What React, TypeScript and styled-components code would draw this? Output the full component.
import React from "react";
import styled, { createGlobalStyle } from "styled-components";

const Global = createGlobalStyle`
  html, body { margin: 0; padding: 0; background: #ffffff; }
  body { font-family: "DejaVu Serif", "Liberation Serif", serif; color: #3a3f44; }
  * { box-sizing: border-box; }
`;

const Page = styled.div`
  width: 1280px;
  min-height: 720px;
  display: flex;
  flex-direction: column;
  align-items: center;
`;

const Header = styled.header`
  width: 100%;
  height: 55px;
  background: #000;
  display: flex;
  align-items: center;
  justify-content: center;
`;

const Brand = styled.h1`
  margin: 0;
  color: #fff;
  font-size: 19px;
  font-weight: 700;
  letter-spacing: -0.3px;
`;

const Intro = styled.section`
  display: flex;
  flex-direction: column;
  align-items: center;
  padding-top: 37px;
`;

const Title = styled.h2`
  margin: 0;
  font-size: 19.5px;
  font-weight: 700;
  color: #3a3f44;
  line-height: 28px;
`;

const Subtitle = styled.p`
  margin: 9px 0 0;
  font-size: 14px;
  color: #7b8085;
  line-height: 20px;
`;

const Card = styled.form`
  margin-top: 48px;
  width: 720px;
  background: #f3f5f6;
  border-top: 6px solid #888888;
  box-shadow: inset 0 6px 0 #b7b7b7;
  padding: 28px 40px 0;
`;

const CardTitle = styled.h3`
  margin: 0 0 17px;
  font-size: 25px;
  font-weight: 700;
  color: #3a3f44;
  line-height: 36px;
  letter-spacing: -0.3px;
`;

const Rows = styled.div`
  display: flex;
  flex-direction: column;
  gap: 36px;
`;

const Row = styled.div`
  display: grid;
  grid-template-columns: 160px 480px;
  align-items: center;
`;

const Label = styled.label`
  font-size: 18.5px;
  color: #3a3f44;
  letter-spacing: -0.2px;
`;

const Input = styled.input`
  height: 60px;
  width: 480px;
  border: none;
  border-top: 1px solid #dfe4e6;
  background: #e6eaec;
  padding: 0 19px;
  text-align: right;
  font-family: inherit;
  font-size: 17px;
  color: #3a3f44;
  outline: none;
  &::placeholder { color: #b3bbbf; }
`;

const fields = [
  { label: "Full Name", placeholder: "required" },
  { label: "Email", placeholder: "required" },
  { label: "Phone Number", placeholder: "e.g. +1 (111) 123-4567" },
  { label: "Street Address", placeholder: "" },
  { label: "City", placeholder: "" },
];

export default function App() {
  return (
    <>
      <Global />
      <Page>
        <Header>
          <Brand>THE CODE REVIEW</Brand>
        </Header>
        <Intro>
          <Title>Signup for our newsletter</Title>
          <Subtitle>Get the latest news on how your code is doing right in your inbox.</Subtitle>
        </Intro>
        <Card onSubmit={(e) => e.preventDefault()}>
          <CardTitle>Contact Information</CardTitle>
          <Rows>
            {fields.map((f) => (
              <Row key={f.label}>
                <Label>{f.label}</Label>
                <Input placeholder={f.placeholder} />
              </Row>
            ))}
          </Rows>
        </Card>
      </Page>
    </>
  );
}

━━━━━━━━━━━━━━━━━━━━

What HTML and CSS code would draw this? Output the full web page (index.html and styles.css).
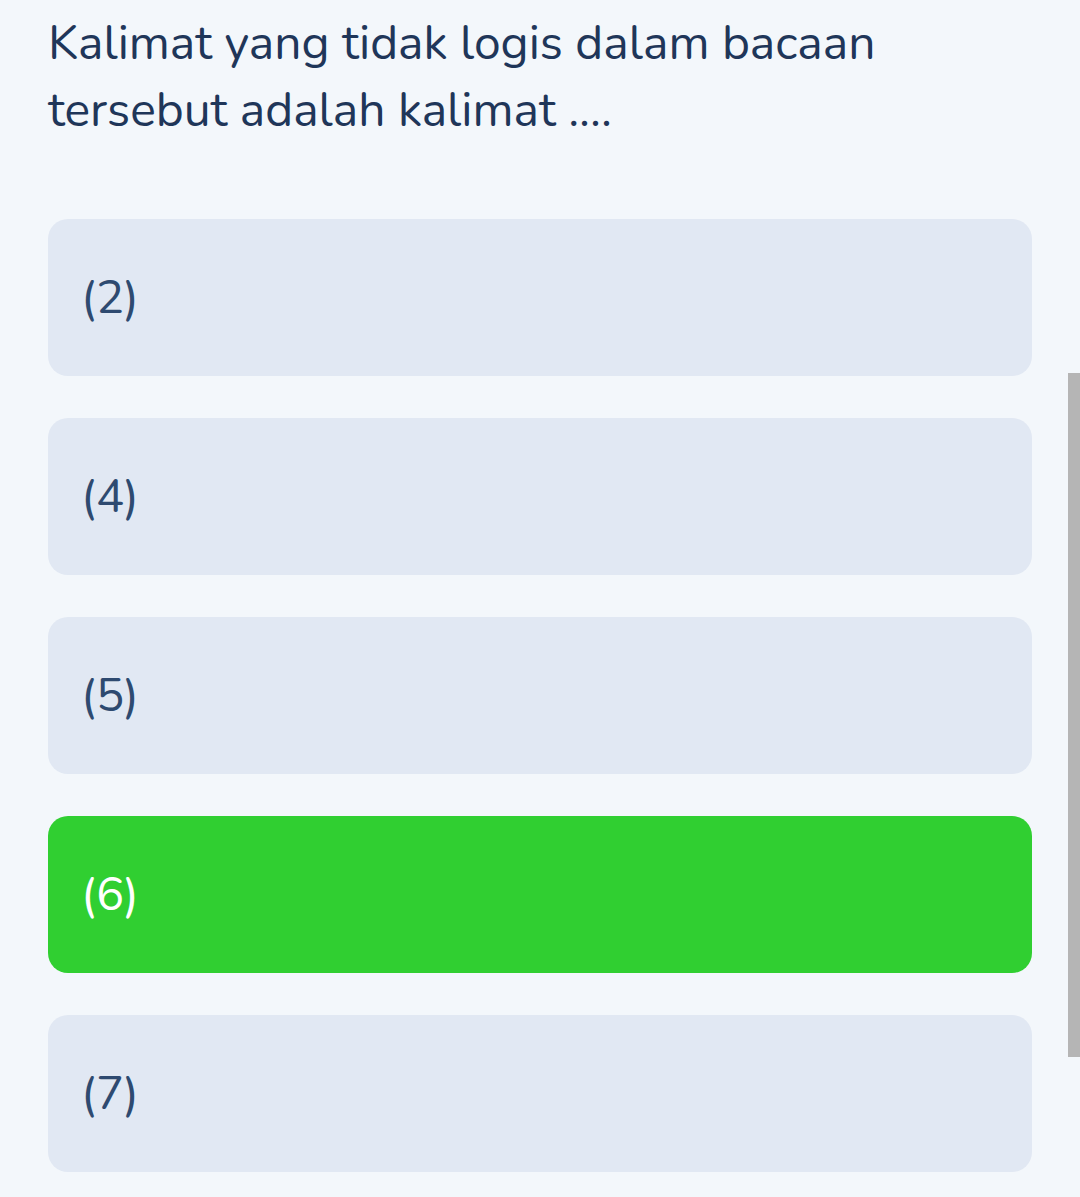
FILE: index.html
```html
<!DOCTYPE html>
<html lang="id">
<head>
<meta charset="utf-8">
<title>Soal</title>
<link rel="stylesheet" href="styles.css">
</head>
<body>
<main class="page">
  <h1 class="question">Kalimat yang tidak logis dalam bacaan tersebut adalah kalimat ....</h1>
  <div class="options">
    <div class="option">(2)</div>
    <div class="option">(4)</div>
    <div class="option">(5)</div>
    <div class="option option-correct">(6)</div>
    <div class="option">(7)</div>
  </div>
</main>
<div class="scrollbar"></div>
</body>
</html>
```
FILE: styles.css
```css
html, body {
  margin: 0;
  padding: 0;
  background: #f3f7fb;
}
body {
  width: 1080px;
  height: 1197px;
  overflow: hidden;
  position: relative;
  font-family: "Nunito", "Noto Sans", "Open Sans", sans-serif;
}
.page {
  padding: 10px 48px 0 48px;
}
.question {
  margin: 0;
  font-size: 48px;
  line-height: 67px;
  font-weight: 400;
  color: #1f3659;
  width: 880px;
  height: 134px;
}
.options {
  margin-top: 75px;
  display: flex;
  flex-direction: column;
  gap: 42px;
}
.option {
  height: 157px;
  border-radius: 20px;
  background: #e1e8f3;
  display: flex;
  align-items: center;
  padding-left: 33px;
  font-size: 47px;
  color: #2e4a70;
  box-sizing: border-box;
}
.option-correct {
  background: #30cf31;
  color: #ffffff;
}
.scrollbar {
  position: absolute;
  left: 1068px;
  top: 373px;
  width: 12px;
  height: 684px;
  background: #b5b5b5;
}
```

━━━━━━━━━━━━━━━━━━━━

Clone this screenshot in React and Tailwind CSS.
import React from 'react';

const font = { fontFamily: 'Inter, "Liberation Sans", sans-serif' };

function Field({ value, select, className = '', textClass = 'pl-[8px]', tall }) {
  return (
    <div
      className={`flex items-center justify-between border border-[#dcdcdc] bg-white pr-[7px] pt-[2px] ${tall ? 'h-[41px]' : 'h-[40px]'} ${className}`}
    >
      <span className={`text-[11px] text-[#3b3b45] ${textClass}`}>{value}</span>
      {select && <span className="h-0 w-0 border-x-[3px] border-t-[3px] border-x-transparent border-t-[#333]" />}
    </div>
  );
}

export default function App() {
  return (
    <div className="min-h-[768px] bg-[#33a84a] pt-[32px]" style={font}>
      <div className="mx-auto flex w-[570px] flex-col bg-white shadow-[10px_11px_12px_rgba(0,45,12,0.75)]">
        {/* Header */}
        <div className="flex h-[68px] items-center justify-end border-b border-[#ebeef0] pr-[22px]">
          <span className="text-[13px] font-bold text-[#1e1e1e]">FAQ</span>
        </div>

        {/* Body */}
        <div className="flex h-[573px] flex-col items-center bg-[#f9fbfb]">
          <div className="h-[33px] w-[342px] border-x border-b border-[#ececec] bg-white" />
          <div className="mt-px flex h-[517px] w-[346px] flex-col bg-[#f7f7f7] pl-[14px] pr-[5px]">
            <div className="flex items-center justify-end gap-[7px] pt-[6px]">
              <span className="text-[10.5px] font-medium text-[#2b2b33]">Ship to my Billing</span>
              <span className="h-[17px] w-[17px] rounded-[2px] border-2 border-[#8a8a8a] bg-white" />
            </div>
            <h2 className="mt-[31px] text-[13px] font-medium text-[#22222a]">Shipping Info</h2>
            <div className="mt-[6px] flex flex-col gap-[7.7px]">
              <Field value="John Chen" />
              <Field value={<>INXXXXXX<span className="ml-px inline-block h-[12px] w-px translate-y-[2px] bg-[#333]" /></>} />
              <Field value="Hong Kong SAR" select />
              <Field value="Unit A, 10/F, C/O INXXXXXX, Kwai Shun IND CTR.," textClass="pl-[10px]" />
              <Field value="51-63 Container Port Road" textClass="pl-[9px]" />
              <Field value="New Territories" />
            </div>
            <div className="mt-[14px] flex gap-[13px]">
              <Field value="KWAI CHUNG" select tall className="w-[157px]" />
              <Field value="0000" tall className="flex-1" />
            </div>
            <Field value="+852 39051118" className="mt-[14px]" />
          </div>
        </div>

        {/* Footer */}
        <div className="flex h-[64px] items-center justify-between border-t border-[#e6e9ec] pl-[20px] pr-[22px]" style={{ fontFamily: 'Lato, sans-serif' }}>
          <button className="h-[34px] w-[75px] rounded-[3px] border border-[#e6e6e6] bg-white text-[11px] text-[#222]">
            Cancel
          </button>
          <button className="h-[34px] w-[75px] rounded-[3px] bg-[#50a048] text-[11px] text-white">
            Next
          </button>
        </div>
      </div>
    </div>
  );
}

━━━━━━━━━━━━━━━━━━━━

## TASK REQUIREMENTS
From the entries above, copy every line where the word "React" shows up.

## TASK RESULT
What React, TypeScript and styled-components code would draw this? Output the full component.
import React from "react";
Clone this screenshot in React and Tailwind CSS.
import React from 'react';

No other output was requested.